As for identification of Neil as an ‘atheist’ blogger: Neil wonders why I haven’t called him a “Caucasian licensed automobile driver Neil Godfrey” or “Bushwalker and blues-lover heterosexual Neil Godfrey”. Obviously the ‘atheist’ epithet is significant in view of ‘Christian origins’ and his bias, just as he would refer to a Christian scholar or atheist scholar etc. I never identify people by their race or sexual orientation like Roo Buckaroo. It’s irrelevant here or anywhere. Does Neil regularly identify people like that?

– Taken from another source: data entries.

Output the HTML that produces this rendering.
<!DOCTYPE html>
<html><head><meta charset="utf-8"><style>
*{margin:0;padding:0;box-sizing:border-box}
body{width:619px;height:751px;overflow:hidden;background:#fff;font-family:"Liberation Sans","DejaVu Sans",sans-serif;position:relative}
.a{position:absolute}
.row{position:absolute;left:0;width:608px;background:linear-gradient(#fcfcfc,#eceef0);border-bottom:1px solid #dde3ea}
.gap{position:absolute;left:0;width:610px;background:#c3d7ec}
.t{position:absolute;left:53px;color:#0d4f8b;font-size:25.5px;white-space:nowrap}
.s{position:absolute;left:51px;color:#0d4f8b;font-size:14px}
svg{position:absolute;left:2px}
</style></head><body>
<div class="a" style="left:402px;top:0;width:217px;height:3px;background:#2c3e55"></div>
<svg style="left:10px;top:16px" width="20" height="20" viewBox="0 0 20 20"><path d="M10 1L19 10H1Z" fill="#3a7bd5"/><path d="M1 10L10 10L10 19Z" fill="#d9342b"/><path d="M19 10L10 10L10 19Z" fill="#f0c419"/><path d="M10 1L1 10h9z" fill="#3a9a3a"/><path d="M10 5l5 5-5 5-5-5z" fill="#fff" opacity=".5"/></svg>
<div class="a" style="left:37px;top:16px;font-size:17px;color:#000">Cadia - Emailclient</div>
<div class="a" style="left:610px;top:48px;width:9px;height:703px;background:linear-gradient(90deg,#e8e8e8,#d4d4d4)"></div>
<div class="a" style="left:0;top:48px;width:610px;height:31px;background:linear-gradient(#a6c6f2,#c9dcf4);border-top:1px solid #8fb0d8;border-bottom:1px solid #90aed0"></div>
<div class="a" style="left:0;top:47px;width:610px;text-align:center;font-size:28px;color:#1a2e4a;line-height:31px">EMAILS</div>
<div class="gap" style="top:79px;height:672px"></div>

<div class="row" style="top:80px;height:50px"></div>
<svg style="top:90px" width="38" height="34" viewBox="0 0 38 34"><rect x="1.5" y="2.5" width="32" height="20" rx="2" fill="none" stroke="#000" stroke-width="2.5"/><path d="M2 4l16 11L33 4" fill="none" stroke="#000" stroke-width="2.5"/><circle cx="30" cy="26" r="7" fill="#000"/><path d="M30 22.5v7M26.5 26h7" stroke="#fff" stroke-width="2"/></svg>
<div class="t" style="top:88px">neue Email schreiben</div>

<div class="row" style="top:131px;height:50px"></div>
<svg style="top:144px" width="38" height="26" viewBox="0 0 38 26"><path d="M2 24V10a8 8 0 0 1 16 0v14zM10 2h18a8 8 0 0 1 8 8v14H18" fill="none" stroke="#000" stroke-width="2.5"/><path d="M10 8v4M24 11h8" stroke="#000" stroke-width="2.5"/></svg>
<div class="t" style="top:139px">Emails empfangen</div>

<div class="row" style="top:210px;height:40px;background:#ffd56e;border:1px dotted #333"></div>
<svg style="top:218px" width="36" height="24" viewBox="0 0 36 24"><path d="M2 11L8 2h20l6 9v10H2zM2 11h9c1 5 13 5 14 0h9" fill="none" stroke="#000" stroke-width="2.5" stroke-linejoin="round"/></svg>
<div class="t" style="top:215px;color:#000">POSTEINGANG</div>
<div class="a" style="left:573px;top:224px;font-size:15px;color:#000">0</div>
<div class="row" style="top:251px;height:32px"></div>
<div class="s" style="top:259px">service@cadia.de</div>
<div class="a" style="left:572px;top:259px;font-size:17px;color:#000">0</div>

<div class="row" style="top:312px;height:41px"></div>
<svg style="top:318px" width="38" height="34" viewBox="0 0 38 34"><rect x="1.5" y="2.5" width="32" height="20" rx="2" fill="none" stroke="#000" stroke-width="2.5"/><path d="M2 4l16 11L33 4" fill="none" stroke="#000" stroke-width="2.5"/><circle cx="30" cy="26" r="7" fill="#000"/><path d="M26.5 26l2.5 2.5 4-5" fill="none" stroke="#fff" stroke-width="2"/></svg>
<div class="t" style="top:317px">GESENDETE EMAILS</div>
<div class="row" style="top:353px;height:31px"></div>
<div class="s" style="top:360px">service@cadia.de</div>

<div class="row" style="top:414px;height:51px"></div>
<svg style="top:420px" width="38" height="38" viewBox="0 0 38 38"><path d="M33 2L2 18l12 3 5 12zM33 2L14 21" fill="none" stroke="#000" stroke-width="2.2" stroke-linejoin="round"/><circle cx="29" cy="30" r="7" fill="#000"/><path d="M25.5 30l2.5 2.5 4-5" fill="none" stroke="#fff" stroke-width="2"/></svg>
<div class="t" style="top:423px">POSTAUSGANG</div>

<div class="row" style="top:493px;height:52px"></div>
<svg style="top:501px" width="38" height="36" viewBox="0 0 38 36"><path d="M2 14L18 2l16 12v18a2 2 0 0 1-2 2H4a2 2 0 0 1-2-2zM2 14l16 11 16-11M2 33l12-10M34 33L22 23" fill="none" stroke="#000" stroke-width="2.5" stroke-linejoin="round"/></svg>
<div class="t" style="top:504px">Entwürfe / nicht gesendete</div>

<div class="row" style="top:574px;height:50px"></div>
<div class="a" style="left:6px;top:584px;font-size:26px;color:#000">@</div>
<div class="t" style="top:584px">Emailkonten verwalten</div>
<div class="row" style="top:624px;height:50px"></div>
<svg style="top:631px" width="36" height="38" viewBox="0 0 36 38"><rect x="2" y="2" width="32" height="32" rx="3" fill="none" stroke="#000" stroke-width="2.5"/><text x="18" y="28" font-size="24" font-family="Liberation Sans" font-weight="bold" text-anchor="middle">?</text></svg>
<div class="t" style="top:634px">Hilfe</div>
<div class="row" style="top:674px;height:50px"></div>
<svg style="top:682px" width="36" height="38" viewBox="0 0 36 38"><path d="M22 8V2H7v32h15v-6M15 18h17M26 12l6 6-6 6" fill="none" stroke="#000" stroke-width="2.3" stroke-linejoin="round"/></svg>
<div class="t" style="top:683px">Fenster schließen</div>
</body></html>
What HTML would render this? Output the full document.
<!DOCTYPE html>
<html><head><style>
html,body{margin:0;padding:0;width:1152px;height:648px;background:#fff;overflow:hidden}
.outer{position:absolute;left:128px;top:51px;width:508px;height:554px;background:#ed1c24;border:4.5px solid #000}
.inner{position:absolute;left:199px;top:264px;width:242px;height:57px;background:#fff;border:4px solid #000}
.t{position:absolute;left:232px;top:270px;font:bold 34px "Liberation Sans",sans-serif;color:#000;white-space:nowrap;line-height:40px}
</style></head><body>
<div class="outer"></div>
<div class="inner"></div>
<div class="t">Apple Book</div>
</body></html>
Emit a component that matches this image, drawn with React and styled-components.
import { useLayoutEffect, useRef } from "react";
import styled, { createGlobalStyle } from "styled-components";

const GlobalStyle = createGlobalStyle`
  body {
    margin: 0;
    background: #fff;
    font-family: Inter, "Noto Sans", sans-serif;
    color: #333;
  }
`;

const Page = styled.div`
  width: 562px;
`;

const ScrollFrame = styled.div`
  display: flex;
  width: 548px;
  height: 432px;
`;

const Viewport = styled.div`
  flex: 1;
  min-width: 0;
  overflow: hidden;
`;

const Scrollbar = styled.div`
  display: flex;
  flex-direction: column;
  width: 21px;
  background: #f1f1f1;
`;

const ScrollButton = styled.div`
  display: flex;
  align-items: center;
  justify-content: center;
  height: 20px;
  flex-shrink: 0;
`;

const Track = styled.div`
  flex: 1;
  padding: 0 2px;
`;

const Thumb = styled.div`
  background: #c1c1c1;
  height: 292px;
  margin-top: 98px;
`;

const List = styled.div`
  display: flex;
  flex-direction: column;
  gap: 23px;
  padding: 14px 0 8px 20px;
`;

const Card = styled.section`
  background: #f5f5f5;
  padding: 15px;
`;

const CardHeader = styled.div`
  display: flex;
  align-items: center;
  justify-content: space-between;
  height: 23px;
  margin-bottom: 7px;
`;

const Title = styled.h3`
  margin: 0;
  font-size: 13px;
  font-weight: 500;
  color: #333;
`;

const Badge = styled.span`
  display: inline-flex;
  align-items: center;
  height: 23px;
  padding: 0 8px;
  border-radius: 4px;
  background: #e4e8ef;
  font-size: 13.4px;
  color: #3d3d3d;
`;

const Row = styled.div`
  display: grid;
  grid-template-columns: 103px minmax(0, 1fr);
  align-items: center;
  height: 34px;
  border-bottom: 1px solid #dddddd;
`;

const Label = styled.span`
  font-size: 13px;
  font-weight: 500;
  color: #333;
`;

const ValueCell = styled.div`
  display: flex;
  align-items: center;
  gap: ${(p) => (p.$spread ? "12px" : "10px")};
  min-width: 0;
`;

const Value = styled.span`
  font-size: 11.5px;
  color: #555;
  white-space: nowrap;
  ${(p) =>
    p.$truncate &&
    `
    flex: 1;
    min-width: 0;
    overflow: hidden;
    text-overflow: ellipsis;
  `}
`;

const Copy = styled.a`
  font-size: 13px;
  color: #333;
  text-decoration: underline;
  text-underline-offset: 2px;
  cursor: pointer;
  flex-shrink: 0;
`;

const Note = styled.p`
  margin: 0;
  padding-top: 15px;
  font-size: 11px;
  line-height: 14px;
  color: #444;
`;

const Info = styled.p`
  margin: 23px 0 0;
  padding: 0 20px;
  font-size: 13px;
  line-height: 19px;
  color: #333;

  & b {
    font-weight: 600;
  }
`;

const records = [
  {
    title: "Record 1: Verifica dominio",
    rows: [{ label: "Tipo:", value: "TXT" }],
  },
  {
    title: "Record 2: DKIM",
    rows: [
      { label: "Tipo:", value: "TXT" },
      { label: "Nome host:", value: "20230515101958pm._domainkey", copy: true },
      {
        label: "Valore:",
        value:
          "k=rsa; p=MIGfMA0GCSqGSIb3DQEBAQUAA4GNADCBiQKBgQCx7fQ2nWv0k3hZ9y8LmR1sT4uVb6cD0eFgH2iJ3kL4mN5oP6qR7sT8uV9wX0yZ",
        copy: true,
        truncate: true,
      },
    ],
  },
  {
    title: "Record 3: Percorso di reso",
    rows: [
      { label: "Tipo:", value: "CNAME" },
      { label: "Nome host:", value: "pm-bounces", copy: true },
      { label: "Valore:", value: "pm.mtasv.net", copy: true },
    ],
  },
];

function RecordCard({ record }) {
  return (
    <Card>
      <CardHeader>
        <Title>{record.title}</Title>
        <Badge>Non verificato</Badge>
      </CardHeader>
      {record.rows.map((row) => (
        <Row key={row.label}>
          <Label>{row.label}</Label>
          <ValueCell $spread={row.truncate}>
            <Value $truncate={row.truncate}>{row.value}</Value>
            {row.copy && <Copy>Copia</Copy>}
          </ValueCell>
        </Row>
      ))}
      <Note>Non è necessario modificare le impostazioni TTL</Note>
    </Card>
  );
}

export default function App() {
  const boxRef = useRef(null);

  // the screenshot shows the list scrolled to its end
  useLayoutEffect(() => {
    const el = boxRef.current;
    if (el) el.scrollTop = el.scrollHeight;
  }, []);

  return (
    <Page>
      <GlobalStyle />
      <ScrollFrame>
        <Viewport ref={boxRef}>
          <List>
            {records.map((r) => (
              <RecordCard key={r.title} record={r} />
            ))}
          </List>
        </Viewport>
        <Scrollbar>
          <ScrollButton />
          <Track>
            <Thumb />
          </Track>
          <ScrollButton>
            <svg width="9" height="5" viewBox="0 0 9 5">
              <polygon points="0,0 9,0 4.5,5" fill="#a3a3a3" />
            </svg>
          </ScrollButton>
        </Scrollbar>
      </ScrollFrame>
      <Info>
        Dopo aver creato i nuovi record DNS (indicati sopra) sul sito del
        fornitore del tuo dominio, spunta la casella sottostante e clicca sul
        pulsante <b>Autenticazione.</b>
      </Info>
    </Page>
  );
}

As to his final sentence in his post, I can’t resist repeating it because it is a clear example of his malice and spite ‘But if “The Jesus Process (c)” aspires to make a serious contribution to the “required debunking” of the Christ-Myth it is going to have to refrain from diluting their efforts with the uncomprehending Stephanie Louise Fisher.’ Neil has already pronounced that the copyright symbol is “unnecessary but pretentious,” demonstrating his ignorance of the necessity of litigation processes, and now, in addition to his malice and spite, he demonstrates a complete lack of comprehension of the purpose and aims of the Jesus Process.
I suspect Neil has found criticisms of me while gazing at himself in the mirror.